About the time I read those sickening secrets of food styling, I saw a headline about an Instagram teen sensation with 612,000 awestruck followers who abruptly cut her feed and removed her posts. It turns out that after a year of posing and preening and promoting, Essena O'Neill discovered social media "is not real life. It's contrived perfection made to get attention." She was tired of being phony. It was too much work. She wanted to find out what life was really like.

These stories turned into a genuine teaching moment for someone always trying to fathom the difference between appearance and reality. That's the essence of Dharma practice: distinguishing so we can hunker down with absolute reality, never to be fooled again. It's not hard to see how easily humans want to mistake fussily manufactured appearance--sexy virtual reality, for the real, far less glittery and less certain alternative. Wanting life to be the brass ring on every go round, we insistently bring ourselves nonstop suffering, debilitating angst over our seemingly intractable imperfections and inadequacies. We're so hooked on seeing is believing, we even berate ourselves in the kitchen when we are just trying to eat and the what we put on the plate doesn't look like what's on the page of Bon Appetit.

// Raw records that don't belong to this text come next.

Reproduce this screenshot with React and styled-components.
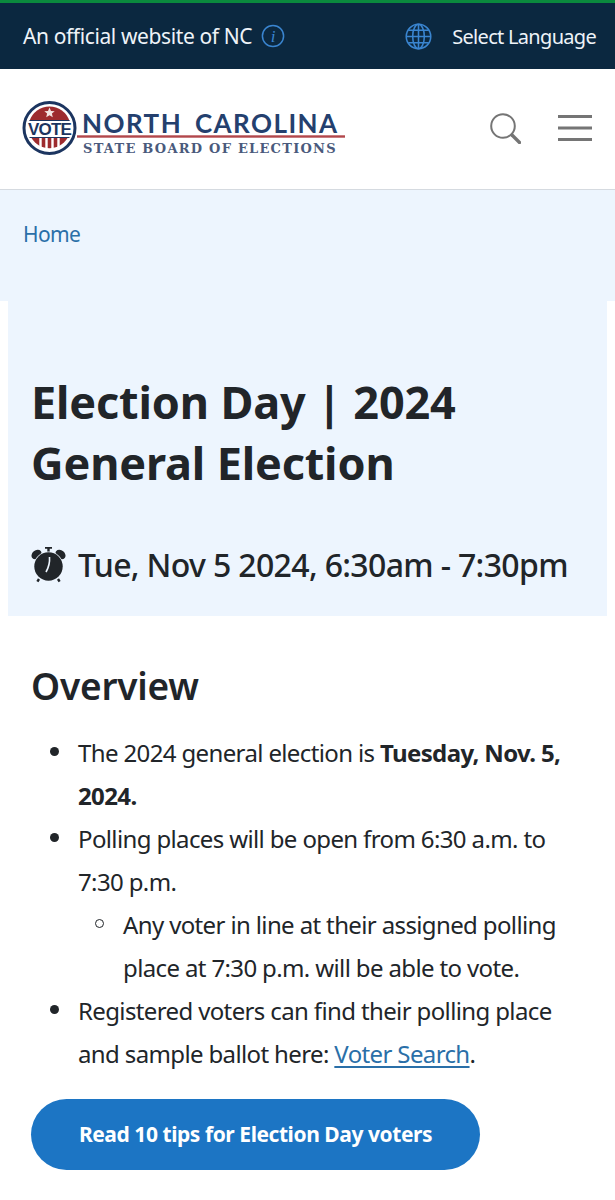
import React from "react";
import styled, { createGlobalStyle } from "styled-components";

const Global = createGlobalStyle`
  html, body { margin: 0; padding: 0; background: #fff; }
  body { font-family: "Noto Sans", "Open Sans", sans-serif; color: #212529; }
`;
const Page = styled.div`width: 615px; height: 1200px; overflow: hidden;`;
const TopBanner = styled.div`
  height: 66px; background: #0b2840; border-top: 3px solid #0b8a3e;
  display: flex; align-items: center; justify-content: space-between;
  padding: 0 19px 0 23px; color: #eef3f8;
`;
const BannerGroup = styled.div`
  display: flex; align-items: center; gap: ${p => p.$gap}px;
  font-size: ${p => p.$size}px; letter-spacing: ${p => p.$track}px;
`;
const Header = styled.header`
  height: 118px; border-bottom: 1px solid #d5dae0; display: flex; align-items: center;
  justify-content: space-between; padding: 0 23px 2px 22px;
`;
const Tools = styled.div`display: flex; align-items: center; gap: 37px;`;
const Breadcrumb = styled.nav`
  height: 111px; background: #edf5fe; padding: 30px 23px 0; box-sizing: border-box;
  font-size: 21px; letter-spacing: -0.6px;
`;
const Crumb = styled.a`color: #2a6fa8; text-decoration: none;`;
const Hero = styled.section`
  margin: 0 8px; height: 315px; background: #edf5fe; padding: 70px 23px 0; box-sizing: border-box;
`;
const Title = styled.h1`
  margin: 0; font-size: 45px; line-height: 61px; font-weight: 700; letter-spacing: -0.15px;
`;
const When = styled.div`
  margin-top: 52px; display: flex; align-items: center; gap: 11px;
  font-size: 32px; font-weight: 500; letter-spacing: -0.65px; line-height: 40px;
`;
const Content = styled.main`padding: 44px 32px 0 31px;`;
const Heading = styled.h2`
  margin: 0 0 19px; font-size: 37px; line-height: 52px; font-weight: 600; letter-spacing: -0.2px;
`;
const List = styled.ul`
  margin: 0; padding: 0 0 0 47px; font-size: 24px; line-height: 43px; letter-spacing: -0.63px;
  list-style: none;
  ul & { padding-left: 45px; }
`;
const Item = styled.li`
  position: relative;
  &::before {
    content: ""; position: absolute; box-sizing: border-box; border-radius: 50%;
    left: -28px; top: 16px; width: 9px; height: 9px;
    background: ${p => p.$circle ? "transparent" : "#212529"};
    border: ${p => p.$circle ? "1.5px solid #212529" : "none"};
  }
`;
const Link = styled.a`color: #2a6fa8; text-decoration: underline; text-underline-offset: 3px;`;
const Cta = styled.a`
  margin-top: 24px; width: 449px; height: 71px; border-radius: 36px; background: #1c75c4; color: #fff;
  display: flex; align-items: center; justify-content: center; padding-bottom: 2px; box-sizing: border-box;
  font-size: 21px; font-weight: 700; letter-spacing: -0.44px;
`;

const Logo = () => (
  <svg width="326" height="60" viewBox="0 0 326 60">
    <circle cx="27.5" cy="30" r="25.5" fill="#fff" stroke="#1c3560" strokeWidth="3" />
    <path d="M7.5 23 A21 21 0 0 1 47.5 23 Z" fill="#9d2b2e" />
    <path d="M27.5 9.5l1.5 3.4 3.7.3-2.8 2.4.9 3.6-3.3-1.9-3.3 1.9.9-3.6-2.8-2.4 3.7-.3z" fill="#f3e4e2" />
    <path d="M9.5 40 H45.5 A21 21 0 0 1 9.5 40 Z" fill="#9d2b2e" />
    <path d="M18.5 40v11M24.5 40v13M30.5 40v13M36.5 40v11" stroke="#fff" strokeWidth="2.4" />
    <path d="M7.5 22.5h40M7.5 39.5h40" stroke="#1c3560" strokeWidth="1.2" />
    <text x="27.5" y="36.5" textAnchor="middle" fontFamily="Liberation Sans, sans-serif" fontWeight="700" fontSize="17" letterSpacing="-0.8" fill="#1c3560">VOTE</text>
    <rect x="55" y="37.3" width="268" height="2.4" fill="#b2474b" />
    <text x="60" y="35" fontFamily="Lato, sans-serif" fontWeight="700" fontSize="26" letterSpacing="1.45" wordSpacing="5" fill="#24406e">NORTH CAROLINA</text>
    <text x="61" y="54.5" fontFamily="DejaVu Serif, serif" fontWeight="700" fontSize="13" letterSpacing="1.25" fill="#4a5a7c">STATE BOARD OF ELECTIONS</text>
  </svg>
);

const InfoIcon = () => (
  <svg width="24" height="24" viewBox="0 0 24 24" fill="none">
    <circle cx="12" cy="12" r="10.6" stroke="#3a85d0" strokeWidth="1.5" />
    <text x="12" y="18" textAnchor="middle" fontFamily="Liberation Serif, serif" fontStyle="italic" fontSize="17" fill="#3a85d0">i</text>
  </svg>
);
const GlobeIcon = () => (
  <svg width="27" height="27" viewBox="0 0 26 26" fill="none" stroke="#3a85d0" strokeWidth="1.5">
    <circle cx="13" cy="13" r="11.8" />
    <ellipse cx="13" cy="13" rx="5.6" ry="11.8" />
    <path d="M13 1.2v23.6M1.2 13h23.6M3.2 7h19.6M3.2 19h19.6" />
  </svg>
);
const SearchIcon = () => (
  <svg width="31" height="31" viewBox="0 0 31 31" fill="none" stroke="#757575">
    <circle cx="13" cy="13" r="11.8" strokeWidth="2" />
    <path d="M22 22l7.5 7.5" strokeWidth="3.4" strokeLinecap="round" />
  </svg>
);
const MenuIcon = () => (
  <svg width="34" height="26" viewBox="0 0 34 26" fill="none" stroke="#757575" strokeWidth="2.8">
    <path d="M0 1.5h34M0 13h34M0 24.5h34" />
  </svg>
);
const ClockIcon = () => (
  <svg width="36" height="36" viewBox="0 0 36 36">
    <ellipse cx="5.5" cy="7.5" rx="5.5" ry="4.2" transform="rotate(-40 5.5 7.5)" fill="#212529" />
    <ellipse cx="29.5" cy="7.5" rx="5.5" ry="4.2" transform="rotate(40 29.5 7.5)" fill="#212529" />
    <path d="M14 0h7v1.8h-2.3V6h-2.4V1.8H14z" fill="#212529" />
    <circle cx="17.5" cy="19.5" r="15" fill="#edf5fe" />
    <circle cx="17.5" cy="19.5" r="14.2" fill="#212529" />
    <path d="M8 32l-1.6 2.6M27 32l1.6 2.6" stroke="#212529" strokeWidth="2.4" />
    <path d="M18.5 10c.4 5-.6 10-3.5 15" stroke="#edf5fe" strokeWidth="1.6" fill="none" />
  </svg>
);

export default function App() {
  return (
    <Page>
      <Global />
      <TopBanner>
        <BannerGroup $gap={9} $size={21} $track={-0.39}>An official website of NC <InfoIcon /></BannerGroup>
        <BannerGroup $gap={20} $size={20} $track={-0.7}><GlobeIcon /> Select Language</BannerGroup>
      </TopBanner>
      <Header>
        <Logo />
        <Tools><SearchIcon /><MenuIcon /></Tools>
      </Header>
      <Breadcrumb><Crumb>Home</Crumb></Breadcrumb>
      <Hero>
        <Title>Election Day | 2024 General Election</Title>
        <When><ClockIcon /> Tue, Nov 5 2024, 6:30am - 7:30pm</When>
      </Hero>
      <Content>
        <Heading>Overview</Heading>
        <List>
          <Item>The 2024 general election is <b>Tuesday, Nov. 5, 2024.</b></Item>
          <Item>Polling places will be open from 6:30 a.m. to 7:30 p.m.
            <List>
              <Item $circle>Any voter in line at their assigned polling place at 7:30 p.m. will be able to vote.</Item>
            </List>
          </Item>
          <Item>Registered voters can find their polling place and sample ballot here: <Link>Voter Search</Link>.</Item>
        </List>
        <Cta>Read 10 tips for Election Day voters</Cta>
      </Content>
    </Page>
  );
}
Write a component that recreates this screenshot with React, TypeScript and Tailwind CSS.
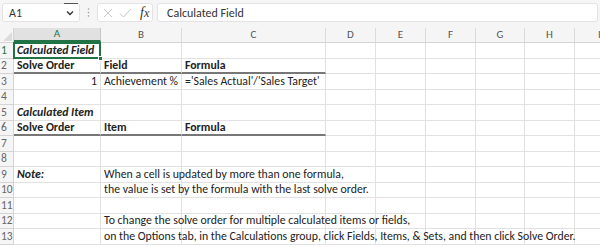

The promotion of food styling and the rejection of social media imagery underscored the Buddha's great insight, his main teaching that mistaking appearance for reality is what keeps us drowning in the ocean of Samsara, or if you prefer, spinning around and around into dizzy ignorance. He says we are already perfect with everything we need to be good to go; we don't need a look, just a little food from time to time. The Buddha wants to help us get over separation anxiety as we sort tamper proof truth from all the balderdash and leave the latter behind like a childhood toy. I reckon we can start easy without all the metaphysics and Madhyamika, simply by not taking Photoshopped expectations to lunch.











~Sandy Garson "Wordsmithing to attest how the Dharma saved me from myself!"